March 24, 2026 · Bang AutoGlass Editorial Team

Mobile service across AZ & FL · often $0 with insurance

Why Sunroof Condition Matters More Than FJ Cruiser Owners Expect

The Toyota FJ Cruiser holds a special place in the used market. Its retro styling, off-road reputation, and the fact that production ended years ago mean clean, well-kept examples are genuinely sought after across Arizona and Florida. When you decide to sell or trade in, every detail of the vehicle gets weighed, and the sunroof is one of those details buyers and appraisers notice faster than you might think.

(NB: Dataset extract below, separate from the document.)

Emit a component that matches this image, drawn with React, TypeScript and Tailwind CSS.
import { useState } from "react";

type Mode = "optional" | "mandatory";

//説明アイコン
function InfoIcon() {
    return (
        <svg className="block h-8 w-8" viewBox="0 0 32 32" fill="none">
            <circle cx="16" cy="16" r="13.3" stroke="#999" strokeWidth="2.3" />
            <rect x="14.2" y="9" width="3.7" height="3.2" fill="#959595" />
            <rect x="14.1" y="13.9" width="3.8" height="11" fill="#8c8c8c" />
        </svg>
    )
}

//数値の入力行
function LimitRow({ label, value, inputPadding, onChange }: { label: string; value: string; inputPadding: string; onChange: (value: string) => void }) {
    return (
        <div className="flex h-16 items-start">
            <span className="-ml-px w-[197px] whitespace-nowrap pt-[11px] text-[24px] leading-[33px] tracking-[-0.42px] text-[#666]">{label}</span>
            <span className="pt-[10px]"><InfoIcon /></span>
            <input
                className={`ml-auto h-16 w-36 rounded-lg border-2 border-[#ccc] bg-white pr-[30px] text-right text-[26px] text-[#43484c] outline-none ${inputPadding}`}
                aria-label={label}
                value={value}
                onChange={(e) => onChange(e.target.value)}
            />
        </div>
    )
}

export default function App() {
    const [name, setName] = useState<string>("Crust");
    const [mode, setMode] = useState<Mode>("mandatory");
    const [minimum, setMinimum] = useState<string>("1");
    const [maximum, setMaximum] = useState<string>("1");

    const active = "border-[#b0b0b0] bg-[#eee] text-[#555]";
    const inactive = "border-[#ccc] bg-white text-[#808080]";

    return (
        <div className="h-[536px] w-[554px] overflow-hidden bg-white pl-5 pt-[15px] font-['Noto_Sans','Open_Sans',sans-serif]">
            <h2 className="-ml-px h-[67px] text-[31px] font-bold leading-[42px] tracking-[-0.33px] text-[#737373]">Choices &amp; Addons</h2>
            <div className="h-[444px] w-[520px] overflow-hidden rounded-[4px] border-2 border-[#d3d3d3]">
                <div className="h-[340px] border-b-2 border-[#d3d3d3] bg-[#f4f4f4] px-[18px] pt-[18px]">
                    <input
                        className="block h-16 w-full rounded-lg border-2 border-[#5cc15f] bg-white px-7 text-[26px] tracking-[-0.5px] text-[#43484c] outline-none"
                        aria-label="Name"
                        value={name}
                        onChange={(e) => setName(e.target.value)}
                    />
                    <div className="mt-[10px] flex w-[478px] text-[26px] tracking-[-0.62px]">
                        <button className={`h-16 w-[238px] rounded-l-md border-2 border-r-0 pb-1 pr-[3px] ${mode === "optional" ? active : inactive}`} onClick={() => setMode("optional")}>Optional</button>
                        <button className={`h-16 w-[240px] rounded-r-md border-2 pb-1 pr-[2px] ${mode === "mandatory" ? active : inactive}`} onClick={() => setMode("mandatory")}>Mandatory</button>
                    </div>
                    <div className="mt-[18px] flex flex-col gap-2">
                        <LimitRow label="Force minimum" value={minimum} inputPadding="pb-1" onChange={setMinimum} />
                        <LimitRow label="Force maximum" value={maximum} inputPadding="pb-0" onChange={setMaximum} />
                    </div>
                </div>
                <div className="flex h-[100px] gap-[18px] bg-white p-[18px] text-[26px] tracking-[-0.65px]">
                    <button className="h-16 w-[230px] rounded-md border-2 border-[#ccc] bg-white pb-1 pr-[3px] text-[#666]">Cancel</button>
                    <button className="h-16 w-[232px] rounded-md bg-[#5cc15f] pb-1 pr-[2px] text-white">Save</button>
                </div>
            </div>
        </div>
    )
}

A sunroof sits at the top of the cabin, directly in a buyer's line of sight when they slide into the seat and glance upward. Unlike a scuff on a rocker panel, a crack in the roof glass is hard to ignore. It catches light, it reads as a defect, and it sets the tone for how the rest of the inspection goes. Understanding how that single piece of glass influences perceived value can help you make a smart decision before you ever list the truck.

This article walks through how dealerships and private buyers evaluate sunroof condition, why an unrepaired crack tends to cost you more than a quality replacement does, and how documented professional work can actually support your asking price.

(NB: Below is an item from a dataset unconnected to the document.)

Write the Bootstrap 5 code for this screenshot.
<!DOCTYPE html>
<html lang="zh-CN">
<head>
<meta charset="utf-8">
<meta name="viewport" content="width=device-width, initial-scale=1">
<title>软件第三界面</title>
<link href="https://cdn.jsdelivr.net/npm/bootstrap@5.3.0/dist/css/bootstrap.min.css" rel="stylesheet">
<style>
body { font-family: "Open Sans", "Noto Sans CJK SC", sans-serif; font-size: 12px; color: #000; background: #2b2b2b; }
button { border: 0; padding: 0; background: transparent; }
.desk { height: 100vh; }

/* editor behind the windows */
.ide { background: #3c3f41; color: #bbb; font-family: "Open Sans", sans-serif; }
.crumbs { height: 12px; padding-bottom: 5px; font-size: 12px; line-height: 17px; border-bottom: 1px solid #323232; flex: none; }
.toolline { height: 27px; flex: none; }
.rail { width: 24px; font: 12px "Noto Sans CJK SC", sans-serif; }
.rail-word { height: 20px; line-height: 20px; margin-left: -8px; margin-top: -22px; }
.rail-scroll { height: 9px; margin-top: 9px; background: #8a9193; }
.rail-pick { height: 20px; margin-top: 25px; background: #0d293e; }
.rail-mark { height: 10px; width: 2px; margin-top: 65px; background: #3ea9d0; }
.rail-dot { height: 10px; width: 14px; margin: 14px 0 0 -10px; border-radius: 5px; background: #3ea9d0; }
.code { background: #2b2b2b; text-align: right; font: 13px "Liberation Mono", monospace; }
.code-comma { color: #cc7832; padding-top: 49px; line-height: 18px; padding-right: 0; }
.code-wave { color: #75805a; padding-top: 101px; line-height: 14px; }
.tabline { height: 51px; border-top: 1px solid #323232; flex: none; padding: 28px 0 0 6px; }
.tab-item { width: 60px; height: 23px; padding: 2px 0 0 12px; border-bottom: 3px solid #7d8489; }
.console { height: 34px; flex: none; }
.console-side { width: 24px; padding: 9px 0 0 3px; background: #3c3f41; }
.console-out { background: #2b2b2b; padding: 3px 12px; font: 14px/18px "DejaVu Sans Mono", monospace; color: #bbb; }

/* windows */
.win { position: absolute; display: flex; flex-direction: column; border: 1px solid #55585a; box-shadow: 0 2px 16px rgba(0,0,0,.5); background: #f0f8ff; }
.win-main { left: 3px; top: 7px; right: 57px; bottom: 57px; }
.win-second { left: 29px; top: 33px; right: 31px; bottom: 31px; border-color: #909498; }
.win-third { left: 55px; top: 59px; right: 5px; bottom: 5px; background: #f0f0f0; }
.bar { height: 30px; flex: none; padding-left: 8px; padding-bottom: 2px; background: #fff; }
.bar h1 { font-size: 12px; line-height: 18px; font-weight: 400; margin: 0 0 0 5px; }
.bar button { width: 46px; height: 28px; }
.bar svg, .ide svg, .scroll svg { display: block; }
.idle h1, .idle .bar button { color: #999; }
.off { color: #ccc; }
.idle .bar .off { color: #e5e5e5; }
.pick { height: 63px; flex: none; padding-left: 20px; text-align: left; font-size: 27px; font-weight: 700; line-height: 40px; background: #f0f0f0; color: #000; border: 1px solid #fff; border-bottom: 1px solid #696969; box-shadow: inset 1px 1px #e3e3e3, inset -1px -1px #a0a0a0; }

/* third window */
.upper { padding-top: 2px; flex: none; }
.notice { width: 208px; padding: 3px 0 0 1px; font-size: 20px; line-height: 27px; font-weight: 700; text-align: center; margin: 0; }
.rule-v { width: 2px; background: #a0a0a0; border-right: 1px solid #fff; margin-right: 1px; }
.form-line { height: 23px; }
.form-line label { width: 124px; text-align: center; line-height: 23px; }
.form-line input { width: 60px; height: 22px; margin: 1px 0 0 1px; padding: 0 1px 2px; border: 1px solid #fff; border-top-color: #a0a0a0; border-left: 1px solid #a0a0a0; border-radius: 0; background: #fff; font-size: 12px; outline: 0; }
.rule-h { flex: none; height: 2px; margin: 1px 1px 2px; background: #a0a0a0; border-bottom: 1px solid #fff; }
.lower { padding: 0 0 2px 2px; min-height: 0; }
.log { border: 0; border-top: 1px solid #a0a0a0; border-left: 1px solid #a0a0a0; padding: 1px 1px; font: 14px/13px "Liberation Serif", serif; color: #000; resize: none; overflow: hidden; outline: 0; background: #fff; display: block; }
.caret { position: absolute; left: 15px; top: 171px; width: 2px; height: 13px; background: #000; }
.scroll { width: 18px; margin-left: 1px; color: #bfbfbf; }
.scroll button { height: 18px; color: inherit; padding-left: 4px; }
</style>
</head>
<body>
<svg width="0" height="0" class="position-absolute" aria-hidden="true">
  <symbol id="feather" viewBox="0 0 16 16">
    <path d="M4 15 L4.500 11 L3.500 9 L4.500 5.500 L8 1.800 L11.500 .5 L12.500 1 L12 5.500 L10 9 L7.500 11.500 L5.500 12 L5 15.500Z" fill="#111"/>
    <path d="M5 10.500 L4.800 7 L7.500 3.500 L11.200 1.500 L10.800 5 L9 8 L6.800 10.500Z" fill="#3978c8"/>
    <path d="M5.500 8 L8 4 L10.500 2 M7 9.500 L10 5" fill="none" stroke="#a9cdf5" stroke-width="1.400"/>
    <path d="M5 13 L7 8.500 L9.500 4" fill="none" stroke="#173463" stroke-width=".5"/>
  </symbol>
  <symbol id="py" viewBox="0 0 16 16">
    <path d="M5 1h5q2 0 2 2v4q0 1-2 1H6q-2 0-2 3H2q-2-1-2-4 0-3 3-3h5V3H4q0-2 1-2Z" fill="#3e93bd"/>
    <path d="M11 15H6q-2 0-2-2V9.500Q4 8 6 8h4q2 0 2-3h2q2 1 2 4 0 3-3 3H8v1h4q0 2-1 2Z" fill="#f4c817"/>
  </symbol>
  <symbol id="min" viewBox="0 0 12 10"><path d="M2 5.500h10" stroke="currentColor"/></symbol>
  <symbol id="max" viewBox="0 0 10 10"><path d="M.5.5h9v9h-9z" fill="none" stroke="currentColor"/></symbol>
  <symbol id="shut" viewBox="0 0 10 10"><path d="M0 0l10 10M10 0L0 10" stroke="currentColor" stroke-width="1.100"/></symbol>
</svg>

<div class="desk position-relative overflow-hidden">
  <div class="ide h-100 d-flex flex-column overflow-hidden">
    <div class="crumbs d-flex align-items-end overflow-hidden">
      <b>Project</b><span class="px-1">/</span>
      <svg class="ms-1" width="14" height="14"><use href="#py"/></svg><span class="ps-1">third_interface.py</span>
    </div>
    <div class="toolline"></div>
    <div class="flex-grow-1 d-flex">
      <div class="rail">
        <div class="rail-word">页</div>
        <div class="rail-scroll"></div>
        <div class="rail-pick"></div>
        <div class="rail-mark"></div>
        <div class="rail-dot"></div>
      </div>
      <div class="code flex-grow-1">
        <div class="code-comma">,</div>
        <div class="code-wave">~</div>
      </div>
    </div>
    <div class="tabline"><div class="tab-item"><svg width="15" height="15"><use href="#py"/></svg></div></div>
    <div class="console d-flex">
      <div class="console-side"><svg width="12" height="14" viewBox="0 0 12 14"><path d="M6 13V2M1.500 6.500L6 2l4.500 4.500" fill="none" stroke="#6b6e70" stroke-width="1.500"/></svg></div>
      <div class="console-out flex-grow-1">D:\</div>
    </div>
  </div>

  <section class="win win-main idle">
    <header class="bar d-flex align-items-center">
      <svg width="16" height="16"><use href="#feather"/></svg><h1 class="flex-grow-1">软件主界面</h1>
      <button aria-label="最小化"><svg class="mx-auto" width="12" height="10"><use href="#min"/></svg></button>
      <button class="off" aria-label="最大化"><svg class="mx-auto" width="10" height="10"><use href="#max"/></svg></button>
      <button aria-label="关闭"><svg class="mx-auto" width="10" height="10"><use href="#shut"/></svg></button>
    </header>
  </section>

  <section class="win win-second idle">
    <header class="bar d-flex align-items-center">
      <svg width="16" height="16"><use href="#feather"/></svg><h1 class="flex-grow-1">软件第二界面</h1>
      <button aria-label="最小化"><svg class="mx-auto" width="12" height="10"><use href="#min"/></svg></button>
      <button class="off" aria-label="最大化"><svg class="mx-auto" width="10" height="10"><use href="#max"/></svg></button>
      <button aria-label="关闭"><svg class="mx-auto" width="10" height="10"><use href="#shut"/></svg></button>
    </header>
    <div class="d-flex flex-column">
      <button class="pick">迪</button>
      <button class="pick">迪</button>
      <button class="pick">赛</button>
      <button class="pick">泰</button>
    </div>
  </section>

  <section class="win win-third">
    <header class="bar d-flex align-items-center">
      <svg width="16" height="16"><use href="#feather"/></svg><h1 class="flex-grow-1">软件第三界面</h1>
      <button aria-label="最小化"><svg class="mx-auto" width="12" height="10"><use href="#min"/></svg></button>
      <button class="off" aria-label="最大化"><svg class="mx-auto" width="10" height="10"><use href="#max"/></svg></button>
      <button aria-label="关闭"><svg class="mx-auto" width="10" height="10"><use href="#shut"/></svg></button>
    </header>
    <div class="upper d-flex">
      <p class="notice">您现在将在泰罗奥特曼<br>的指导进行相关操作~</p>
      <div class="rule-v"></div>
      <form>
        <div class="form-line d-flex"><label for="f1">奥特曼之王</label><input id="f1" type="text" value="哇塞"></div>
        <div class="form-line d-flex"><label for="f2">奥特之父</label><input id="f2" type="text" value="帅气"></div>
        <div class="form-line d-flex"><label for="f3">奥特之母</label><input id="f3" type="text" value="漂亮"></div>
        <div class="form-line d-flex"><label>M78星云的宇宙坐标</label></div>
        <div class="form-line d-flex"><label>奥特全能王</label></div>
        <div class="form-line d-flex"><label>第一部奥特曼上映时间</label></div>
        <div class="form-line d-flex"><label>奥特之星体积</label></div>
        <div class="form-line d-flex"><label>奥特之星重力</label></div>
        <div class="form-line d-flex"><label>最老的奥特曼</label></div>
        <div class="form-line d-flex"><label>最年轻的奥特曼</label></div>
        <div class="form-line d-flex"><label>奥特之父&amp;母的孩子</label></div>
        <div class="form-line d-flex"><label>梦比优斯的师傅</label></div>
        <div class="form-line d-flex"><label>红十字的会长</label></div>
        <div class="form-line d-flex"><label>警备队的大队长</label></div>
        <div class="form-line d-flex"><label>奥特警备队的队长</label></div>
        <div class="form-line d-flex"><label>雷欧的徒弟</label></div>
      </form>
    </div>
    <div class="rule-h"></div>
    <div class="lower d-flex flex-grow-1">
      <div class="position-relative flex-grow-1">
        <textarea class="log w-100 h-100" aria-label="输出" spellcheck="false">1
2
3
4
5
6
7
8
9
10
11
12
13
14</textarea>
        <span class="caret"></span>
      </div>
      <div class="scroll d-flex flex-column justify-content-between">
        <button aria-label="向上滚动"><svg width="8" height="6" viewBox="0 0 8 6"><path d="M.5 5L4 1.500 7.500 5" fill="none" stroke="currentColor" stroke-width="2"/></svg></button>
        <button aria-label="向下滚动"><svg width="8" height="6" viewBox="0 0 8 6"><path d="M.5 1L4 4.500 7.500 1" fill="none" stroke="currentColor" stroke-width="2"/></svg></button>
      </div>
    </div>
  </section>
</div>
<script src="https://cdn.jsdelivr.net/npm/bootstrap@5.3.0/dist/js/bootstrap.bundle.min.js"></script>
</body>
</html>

How Buyers and Appraisers Read a Cracked Sunroof

When a professional appraiser walks around a vehicle, they are not just cataloging damage. They are building a story about how the vehicle was cared for. Every flaw is a data point, and the sunroof is a particularly loud one.

A crack signals deferred maintenance

A visible crack in the roof glass tells an appraiser one thing immediately: something was left unaddressed. Even if the rest of the FJ Cruiser is spotless, that crack raises a quiet question in the evaluator's mind. If the owner let the sunroof go, what else might have been postponed? Oil changes? Fluid flushes? Suspension work on a truck that may have seen real trail use?

This is the heart of why glass damage punches above its weight in an appraisal. The crack itself may be inexpensive to address, but the impression it creates colors the entire evaluation. Appraisers protect their employer by assuming the worst when they see signs of neglect, so they discount accordingly, and that discount often exceeds the actual cost of fixing the glass.

The water-intrusion worry

Roof glass damage also triggers concern about leaks. The FJ Cruiser's sunroof relies on a clean seal and properly functioning drainage to keep water out of the cabin. A cracked panel introduces the possibility of moisture reaching the headliner, the carpet, and the electronics tucked into the roof and pillars. Buyers know that water intrusion can lead to musty odors, mold, and corrosion that are expensive and frustrating to chase down. A crack, even a small one, plants that fear.

The visual first impression

Photographs sell vehicles, and a cracked sunroof shows up in photos whether you want it to or not. Online shoppers scrolling through listings make snap judgments. A clean roof glass panel reads as a cared-for truck; a fractured one reads as a project. In a competitive market where FJ Cruiser shoppers have specific expectations, that first impression determines whether someone clicks to learn more or moves on to the next listing.

Why an Unrepaired Crack Costs You More Than a Quality Replacement

It feels counterintuitive at first. You might assume that leaving the crack and simply lowering your price would net the same result as paying to replace the glass. In practice, the math rarely works in your favor.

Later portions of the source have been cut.